China increases natural disaster recovery fund

BEIJING -- China's central government has increased recovery fund for natural disasters this year, the Ministry of Civil Affairs said Tuesday.
The increase was huge, and the current recovery fund is almost twice as much as before, said Pang Chenmin, head of the ministry's disaster relief bureau in a press conference.
In 2017, the central government has spent nearly 1.2 billion yuan ($177 million) on recovery work after natural disasters.
In an executive meeting in May, China's State Council decided to raise the subsidy for emergency assistance efforts in natural disasters, the pension for family members of those killed in major disasters, the life assistance fund in the transitional period, and central government subsidy for recovering and rebuilding damaged residential buildings.
Pang stressed that the recovery fund was sent to local governments instead of those directly affected.
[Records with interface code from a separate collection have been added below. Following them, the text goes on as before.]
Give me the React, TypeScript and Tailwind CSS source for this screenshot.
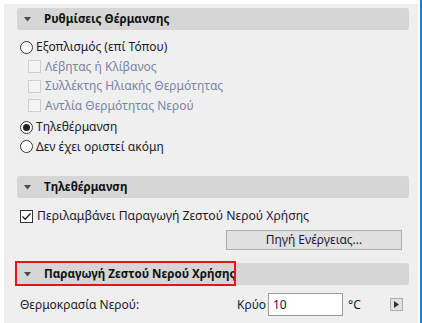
import React from "react";

const font = { fontFamily: '"Segoe UI", "Noto Sans", "Open Sans", sans-serif' };

function Header({ title, boxed }: { title: string; boxed?: boolean }) {
  return (
    <div className="relative h-[22px] rounded-[3px] bg-[#d6d6d6] flex items-center pl-[7px]">
      <svg width="7" height="5" viewBox="0 0 7 5" className="mr-[13px]">
        <polygon points="0,0 7,0 3.5,4.5" fill="#4a4a4a" />
      </svg>
      <span className="text-[11.6px] font-bold text-[#111]">{title}</span>
      {boxed && (
        <div className="absolute left-[-2px] top-[-2px] w-[221px] h-[25px] border-2 border-[#e8141b]" />
      )}
    </div>
  );
}

function Radio({ checked, label }: { checked?: boolean; label: string }) {
  return (
    <div className="flex items-center h-full">
      <div className="w-[13px] h-[13px] rounded-full border border-[#333] bg-white flex items-center justify-center ml-[3px] mr-[3px]">
        {checked && <div className="w-[7px] h-[7px] rounded-full bg-[#222]" />}
      </div>
      <span className="text-[12px] text-[#1a1a2e]">{label}</span>
    </div>
  );
}

function DisabledCheck({ label }: { label: string }) {
  return (
    <div className="flex items-center h-full pl-[11px]">
      <div className="w-[13px] h-[13px] border border-[#cfcfcf] bg-[#f4f4f4] mr-[4px]" />
      <span className="text-[12px] text-[#7a84a3]">{label}</span>
    </div>
  );
}

export default function App() {
  return (
    <div className="w-[422px] h-[323px] bg-white flex overflow-hidden" style={font}>
      <div className="ml-[4px] mt-[4px] w-[414px] h-[319px] bg-[#efefef] pl-[13px] pr-[9px] flex flex-col">
        <div className="mt-[4px]">
          <Header title="Ρυθμίσεις Θέρμανσης" />
        </div>
        <div className="h-[7px]" />
        <div className="h-[20px]"><Radio label="Εξοπλισμός (επί Τόπου)" /></div>
        <div className="h-[19px]"><DisabledCheck label="Λέβητας ή Κλίβανος" /></div>
        <div className="h-[20px]"><DisabledCheck label="Συλλέκτης Ηλιακής Θερμότητας" /></div>
        <div className="h-[19px]"><DisabledCheck label="Αντλία Θερμότητας Νερού" /></div>
        <div className="h-[2px]" />
        <div className="h-[20px]"><Radio checked label="Τηλεθέρμανση" /></div>
        <div className="h-[19px]"><Radio label="Δεν έχει οριστεί ακόμη" /></div>
        <div className="h-[20px]" />
        <Header title="Τηλεθέρμανση" />
        <div className="h-[8px]" />
        <div className="h-[20px] flex items-center">
          <div className="w-[13px] h-[13px] border border-[#333] bg-white ml-[3px] mr-[4px] flex items-center justify-center">
            <svg width="11" height="11" viewBox="0 0 11 11">
              <polyline points="1.5,5.5 4.2,8.3 9.5,2.5" fill="none" stroke="#222" strokeWidth="1.3" />
            </svg>
          </div>
          <span className="text-[12.2px] text-[#1a1a2e]">Περιλαμβάνει Παραγωγή Ζεστού Νερού Χρήσης</span>
        </div>
        <div className="h-[4px]" />
        <div className="flex justify-end pr-[7px]">
          <div className="w-[176px] h-[20px] bg-[#e1e1e1] border border-[#adadad] flex items-center justify-center text-[12px] text-[#1a1a2e]">
            Πηγή Ενέργειας...
          </div>
        </div>
        <div className="h-[13px]" />
        <Header title="Παραγωγή Ζεστού Νερού Χρήσης" boxed />
        <div className="h-[8px]" />
        <div className="h-[23px] flex items-center">
          <span className="text-[12px] text-[#1a1a2e] pl-[3px] w-[220px]">Θερμοκρασία Νερού:</span>
          <span className="text-[12px] text-[#1a1a2e] w-[31px]">Κρύο</span>
          <div className="w-[75px] h-[23px] bg-white border border-[#9a9a9a] flex items-center pl-[4px] text-[12px] text-[#1a1a2e]">10</div>
          <span className="text-[12px] text-[#1a1a2e] ml-[5px] w-[42px]">°C</span>
          <div className="w-[13px] h-[13px] bg-[#e1e1e1] border border-[#adadad] flex items-center justify-center">
            <svg width="5" height="7" viewBox="0 0 5 7"><polygon points="0,0 5,3.5 0,7" fill="#333" /></svg>
          </div>
        </div>
      </div>
      <div className="w-[2px] h-full bg-white" />
      <div className="w-[2px] h-full bg-[#1e7fd8]" />
    </div>
  );
}
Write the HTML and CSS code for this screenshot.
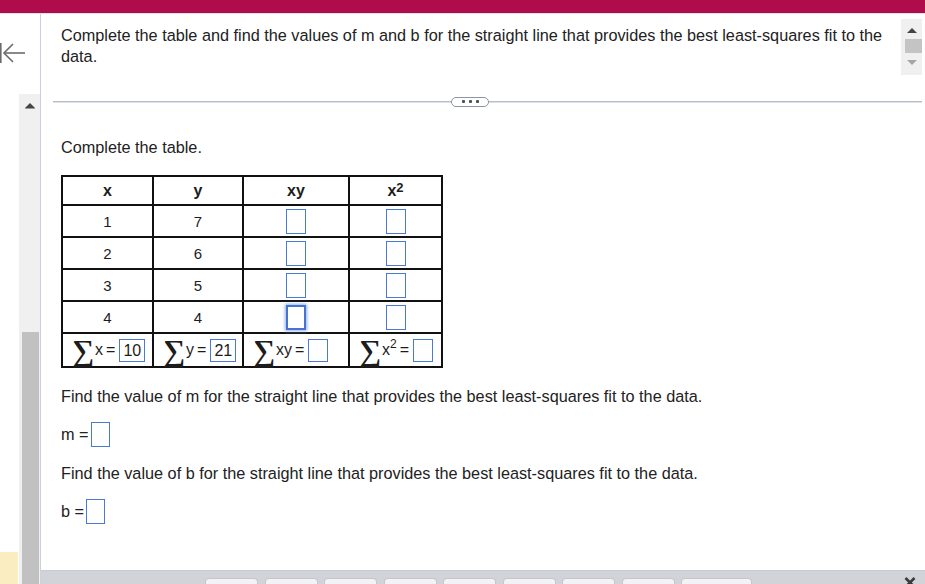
FILE: index.html
```html
<!DOCTYPE html>
<html lang="en">
<head>
<meta charset="utf-8">
<title>Least-squares fit</title>
<link rel="stylesheet" href="styles.css">
</head>
<body>
<div class="app">
  <div class="topbar"></div>
  <div class="main">
    <aside class="side">
      <div class="back">
        <svg class="back-icon" width="26" height="22" viewBox="0 0 26 22">
          <line x1="0.8" y1="1" x2="0.8" y2="21" stroke="#6b6b6b" stroke-width="1.6"/>
          <line x1="4" y1="11" x2="25" y2="11" stroke="#6b6b6b" stroke-width="1.6"/>
          <polyline points="13,2 4,11 13,20" fill="none" stroke="#6b6b6b" stroke-width="1.6"/>
        </svg>
      </div>
      <div class="side-lower">
        <div class="note-col"><div class="note"></div></div>
        <div class="vscroll">
          <div class="tri-up dark"></div>
          <div class="vthumb"></div>
        </div>
      </div>
    </aside>
    <section class="content">
      <div class="page">
        <div class="head">
          <p class="question">Complete the table and find the values of m and b for the straight line that provides the best least-squares fit to the data.</p>
          <div class="qscroll">
            <div class="tri-up dark small"></div>
            <div class="qthumb"></div>
            <div class="tri-down light small"></div>
          </div>
        </div>
        <div class="divider">
          <div class="rule left"></div>
          <div class="pill"><span></span><span></span><span></span></div>
          <div class="rule right"></div>
        </div>
        <p class="text first">Complete the table.</p>
        <div class="grid">
          <div class="cell hd">x</div>
          <div class="cell hd">y</div>
          <div class="cell hd">xy</div>
          <div class="cell hd">x<sup>2</sup></div>

          <div class="cell">1</div><div class="cell">7</div>
          <div class="cell"><span class="box"></span></div><div class="cell"><span class="box"></span></div>
          <div class="cell">2</div><div class="cell">6</div>
          <div class="cell"><span class="box"></span></div><div class="cell"><span class="box"></span></div>
          <div class="cell">3</div><div class="cell">5</div>
          <div class="cell"><span class="box"></span></div><div class="cell"><span class="box"></span></div>
          <div class="cell">4</div><div class="cell">4</div>
          <div class="cell"><span class="box focus"></span></div><div class="cell"><span class="box"></span></div>

          <div class="cell sum"><span class="sig">&sum;</span><span class="v">x</span><span class="eq">=</span><span class="box val">10</span></div>
          <div class="cell sum"><span class="sig">&sum;</span><span class="v">y</span><span class="eq">=</span><span class="box val">21</span></div>
          <div class="cell sum"><span class="sig">&sum;</span><span class="v">xy</span><span class="eq">=</span><span class="box"></span></div>
          <div class="cell sum"><span class="sig">&sum;</span><span class="v">x<sup>2</sup></span><span class="eq">=</span><span class="box"></span></div>
        </div>
        <p class="text after">Find the value of m for the straight line that provides the best least-squares fit to the data.</p>
        <div class="answer m"><span>m =</span><span class="box ans"></span></div>
        <p class="text gap">Find the value of b for the straight line that provides the best least-squares fit to the data.</p>
        <div class="answer b"><span>b =</span><span class="box ans"></span></div>
      </div>
      <div class="bottombar">
        <div class="tabs">
          <div class="tab"></div><div class="tab"></div><div class="tab"></div>
          <div class="tab"></div><div class="tab"></div><div class="tab"></div>
          <div class="tab"></div><div class="tab"></div><div class="tab wide"></div>
        </div>
        <svg class="close" width="12" height="7" viewBox="0 0 12 7">
          <line x1="1.5" y1="1" x2="10.5" y2="10" stroke="#3a3a3a" stroke-width="2.6"/>
          <line x1="10.5" y1="1" x2="1.5" y2="10" stroke="#3a3a3a" stroke-width="2.6"/>
        </svg>
      </div>
    </section>
  </div>
</div>
</body>
</html>
```
FILE: styles.css
```css
html, body {
  margin: 0;
  padding: 0;
}
body {
  width: 925px;
  height: 584px;
  overflow: hidden;
  background: #fff;
  font-family: "Liberation Sans", Arial, sans-serif;
  color: #222;
}
.app {
  display: flex;
  flex-direction: column;
  height: 584px;
}
.topbar {
  height: 13px;
  background: #b00c4c;
  border-bottom: 1px solid #e2e3ea;
  flex: none;
}
.main {
  flex: 1;
  display: flex;
  min-height: 0;
}
.side {
  width: 40px;
  border-right: 1px solid #ccd1dc;
  display: flex;
  flex-direction: column;
  flex: none;
}
.back {
  height: 80px;
  flex: none;
}
.back-icon {
  display: block;
  margin-top: 28px;
}
.side-lower {
  flex: 1;
  display: flex;
}
.note-col {
  width: 19px;
  display: flex;
  flex-direction: column;
  justify-content: flex-end;
}
.note {
  width: 18px;
  height: 32px;
  background: #faedc2;
}
.vscroll {
  width: 21px;
  background: #f0f0f0;
  display: flex;
  flex-direction: column;
  align-items: center;
}
.tri-up {
  width: 0;
  height: 0;
  border-left: 5px solid transparent;
  border-right: 5px solid transparent;
  border-bottom: 5px solid #444;
}
.vscroll .tri-up {
  margin-top: 9px;
  box-shadow: 0 1px 0 #999;
}
.tri-down {
  width: 0;
  height: 0;
  border-left: 5px solid transparent;
  border-right: 5px solid transparent;
  border-top: 5px solid #a6a6a6;
}
.vthumb {
  margin-top: auto;
  width: 17px;
  height: 252px;
  background: #c1c1c1;
  align-self: flex-end;
  margin-right: 1px;
}
.content {
  flex: 1;
  display: flex;
  flex-direction: column;
  min-width: 0;
}
.page {
  flex: 1;
  background: #fff;
  overflow: hidden;
  padding-left: 20px;
}
.head {
  display: flex;
  align-items: flex-start;
  height: 61px;
}
.question {
  margin: 11px 0 0 0;
  width: 832px;
  font-size: 16.25px;
  line-height: 21px;
}
.qscroll {
  margin: 5px 3px 0 auto;
  width: 21px;
  height: 56px;
  background: #f0f0f0;
  display: flex;
  flex-direction: column;
  align-items: center;
  flex: none;
}
.qscroll .tri-up {
  margin-top: 9px;
}
.qthumb {
  margin-top: 6px;
  width: 17px;
  height: 14px;
  background: #c4c4c4;
  align-self: flex-end;
}
.qscroll .tri-down {
  margin-top: 7px;
}
.divider {
  display: flex;
  align-items: center;
  margin: 21px 0 0 -8px;
  height: 11px;
}
.rule {
  height: 1px;
  border-top: 1px solid #b7bec9;
  background: #dde1e7;
}
.rule.left {
  width: 398px;
}
.rule.right {
  flex: 1;
  margin-right: 3px;
}
.pill {
  width: 36px;
  height: 8px;
  border: 1.5px solid #8b95a5;
  border-radius: 6px;
  display: flex;
  align-items: center;
  justify-content: center;
  gap: 4px;
  background: #fff;
}
.pill span {
  width: 3px;
  height: 3px;
  background: #4a4f5a;
  border-radius: 1px;
}
.text {
  margin: 0;
  font-size: 16.25px;
  line-height: 20px;
}
.text.first {
  margin-top: 30px;
}
.grid {
  margin-top: 18px;
  display: grid;
  grid-template-columns: 89px 88px 104px 91px;
  grid-template-rows: 27px 30px 30px 30px 30px 32px;
  gap: 2px;
  padding: 2px;
  background: #111;
  width: max-content;
}
.cell {
  background: #fff;
  display: flex;
  align-items: center;
  justify-content: center;
  font-size: 15px;
  color: #1c1c1c;
}
.cell.hd {
  font-weight: bold;
  font-size: 16px;
}
.cell.hd sup {
  font-size: 13px;
  line-height: 0;
  position: relative;
  top: -3px;
}
.box {
  display: inline-block;
  box-sizing: border-box;
  width: 20px;
  height: 25px;
  border: 1px solid #4a7bd4;
  background: #fff;
}
.box.focus {
  border: 2px solid #4674d0;
  box-shadow: 0 0 3px 1px #8fb0ec;
}
.cell.sum {
  font-size: 16px;
  justify-content: flex-start;
  padding-left: 9px;
}
.sig {
  font-family: "Liberation Serif", "Times New Roman", serif;
  font-weight: bold;
  font-size: 31px;
  line-height: 24px;
  margin-right: 1px;
  position: relative;
  top: 1px;
}
.v sup {
  font-size: 12px;
  line-height: 0;
  position: relative;
  top: -1px;
}
.eq {
  margin: 0 4px 0 3px;
}
.box.val {
  width: auto;
  height: 23px;
  padding: 0 3px;
  line-height: 21px;
  font-size: 16px;
}
.cell.sum .box {
  height: 23px;
}
.text.after {
  margin-top: 18px;
}
.text.gap {
  margin-top: 16px;
}
.answer {
  margin-top: 16px;
  display: flex;
  align-items: center;
  gap: 2px;
  font-size: 16.25px;
  height: 25px;
}
.box.ans {
  width: 19px;
  height: 25px;
}
.bottombar {
  height: 13px;
  flex: none;
  background: #d1d3d9;
  border-top: 1px solid #c6cad2;
  display: flex;
  align-items: flex-end;
}
.tabs {
  display: flex;
  gap: 6.5px;
  margin-left: 164px;
  height: 6px;
}
.tab {
  width: 53px;
  height: 6px;
  background: #f3f3f5;
  border: 1px solid #c3c6ce;
  border-bottom: none;
  border-radius: 4px 4px 0 0;
  box-sizing: border-box;
}
.tab.wide {
  width: 71px;
}
.close {
  margin-left: auto;
  margin-right: 9px;
  display: block;
}
```
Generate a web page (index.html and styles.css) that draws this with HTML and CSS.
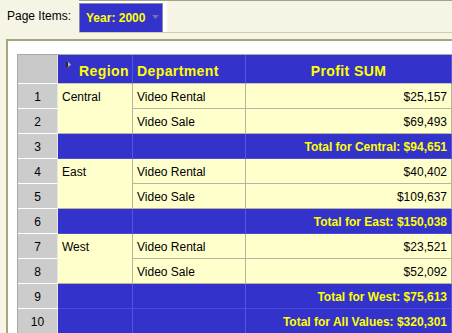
FILE: index.html
```html
<!DOCTYPE html>
<html>
<head>
<meta charset="utf-8">
<link rel="stylesheet" href="styles.css">
</head>
<body>
<div class="toolbar">
  <span class="label">Page Items:</span>
  <div class="pageitems">
    <div class="ddwrap">
      <div class="dropdown">
        <span>Year: 2000</span>
        <svg class="arrow" width="7" height="4" viewBox="0 0 7 4"><polygon points="0,0 7,0 3.5,4" fill="#76769a"/></svg>
      </div>
    </div>
  </div>
</div>
<div class="frame">
  <table class="grid">
    <colgroup>
      <col class="c-num"><col class="c-region"><col class="c-dept"><col class="c-profit">
    </colgroup>
    <tr class="head">
      <td class="num corner"></td>
      <td class="hcell"><svg class="tri" width="5" height="9" viewBox="0 0 5 9"><polygon points="0,0 5,4.5 0,9" fill="#b4b4b4"/><polygon points="0,0 2,2 2,7 0,9" fill="#2a2a2a"/></svg>Region</td>
      <td class="hcell">Department</td>
      <td class="hcell center">Profit SUM</td>
    </tr>
    <tr>
      <td class="num">1</td>
      <td class="data region" rowspan="2">Central</td>
      <td class="data">Video Rental</td>
      <td class="data right">$25,157</td>
    </tr>
    <tr>
      <td class="num">2</td>
      <td class="data">Video Sale</td>
      <td class="data right">$69,493</td>
    </tr>
    <tr>
      <td class="num">3</td>
      <td class="blue"></td>
      <td class="blue"></td>
      <td class="blue total">Total for Central: $94,651</td>
    </tr>
    <tr>
      <td class="num">4</td>
      <td class="data region" rowspan="2">East</td>
      <td class="data">Video Rental</td>
      <td class="data right">$40,402</td>
    </tr>
    <tr>
      <td class="num">5</td>
      <td class="data">Video Sale</td>
      <td class="data right">$109,637</td>
    </tr>
    <tr>
      <td class="num">6</td>
      <td class="blue"></td>
      <td class="blue"></td>
      <td class="blue total">Total for East: $150,038</td>
    </tr>
    <tr>
      <td class="num">7</td>
      <td class="data region" rowspan="2">West</td>
      <td class="data">Video Rental</td>
      <td class="data right">$23,521</td>
    </tr>
    <tr>
      <td class="num">8</td>
      <td class="data">Video Sale</td>
      <td class="data right">$52,092</td>
    </tr>
    <tr>
      <td class="num">9</td>
      <td class="blue"></td>
      <td class="blue"></td>
      <td class="blue total">Total for West: $75,613</td>
    </tr>
    <tr>
      <td class="num">10</td>
      <td class="blue"></td>
      <td class="blue"></td>
      <td class="blue total">Total for All Values: $320,301</td>
    </tr>
  </table>
</div>
</body>
</html>
```

FILE: styles.css
```css
html, body {
  margin: 0;
  padding: 0;
}
body {
  width: 452px;
  height: 333px;
  overflow: hidden;
  background: #f5f4e5;
  font-family: "Liberation Sans", Arial, sans-serif;
  font-size: 12px;
  color: #000;
}
.toolbar {
  display: flex;
  align-items: stretch;
  height: 33px;
  padding-left: 7px;
}
.label {
  align-self: center;
  line-height: 15px;
  margin-right: 8px;
}
.pageitems {
  flex: 1;
  display: flex;
  border-top: 1px solid #a2a286;
  border-bottom: 1px solid #d2ce9e;
}
.ddwrap {
  background: #ffffff;
  padding: 2px 4px 0 0;
  display: flex;
}
.dropdown {
  display: flex;
  align-items: center;
  gap: 7px;
  background: #3333cc;
  border: 1px solid #8a8aa4;
  border-bottom: none;
  padding: 0 3px 0 6px;
  color: #ffff00;
  font-weight: bold;
  line-height: 15px;
}
.arrow {
  display: block;
  margin-top: -2px;
}
.frame {
  margin: 6px 0 0 6px;
  border-left: 2px solid #a6a680;
  border-top: 2px solid #a6a680;
  background: #ffffff;
  padding: 13px 0 0 9px;
  height: 279px;
  overflow: hidden;
}
.grid {
  table-layout: fixed;
  width: 435px;
  border-collapse: separate;
  border-spacing: 0;
  border-top: 1px solid #a8a8a8;
  border-left: 1px solid #a8a8a8;
}
.c-num { width: 40px; }
.c-region { width: 75px; }
.c-dept { width: 113px; }
.c-profit { width: 206px; }
.grid td {
  padding: 3px 4px 0 4px;
  line-height: 21px;
  white-space: nowrap;
  overflow: hidden;
  vertical-align: top;
}
.num {
  background: #cccccc;
  text-align: center;
  border-right: 1px solid #e6e6e6;
  border-bottom: 1px solid #ffffff;
}
.corner {
  background: #c8c8c8;
}
.head td {
  padding-top: 4px;
  line-height: 24px;
}
.hcell {
  background: #3333cc;
  color: #ffff00;
  font-weight: bold;
  font-size: 14px;
  letter-spacing: 0.4px;
  border-right: 1px solid #5555dd;
  border-bottom: 1px solid #c4c4c4;
}
.tri {
  display: inline-block;
  vertical-align: 7px;
  margin: 0 8px 0 4px;
}
.center { text-align: center; }
.data {
  background: #ffffcc;
  border-right: 1px solid #b4b4a0;
  border-bottom: 1px solid #b4b4a0;
}
.right { text-align: right; }
.blue {
  background: #3333cc;
  border-right: 1px solid #5555dd;
  border-bottom: 1px solid #4a4ad6;
}
.total {
  color: #ffff00;
  font-weight: bold;
  text-align: right;
}
```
"We need to work with the supervisory departments at the provincial-level, and we welcome auditing and other supervisory organizations to jointly monitor the expenditure of the money," Pang said.
The ministry will correct the problems found and punish those responsible, he added.
Pang said there were 142,000 damaged residential buildings needing to be rebuilt in 2016, and 93.2 percent of the rebuilding work has been finished so far.
The ministry will work with other departments and send supervising teams to make sure the rebuilding work can be completed in 2017.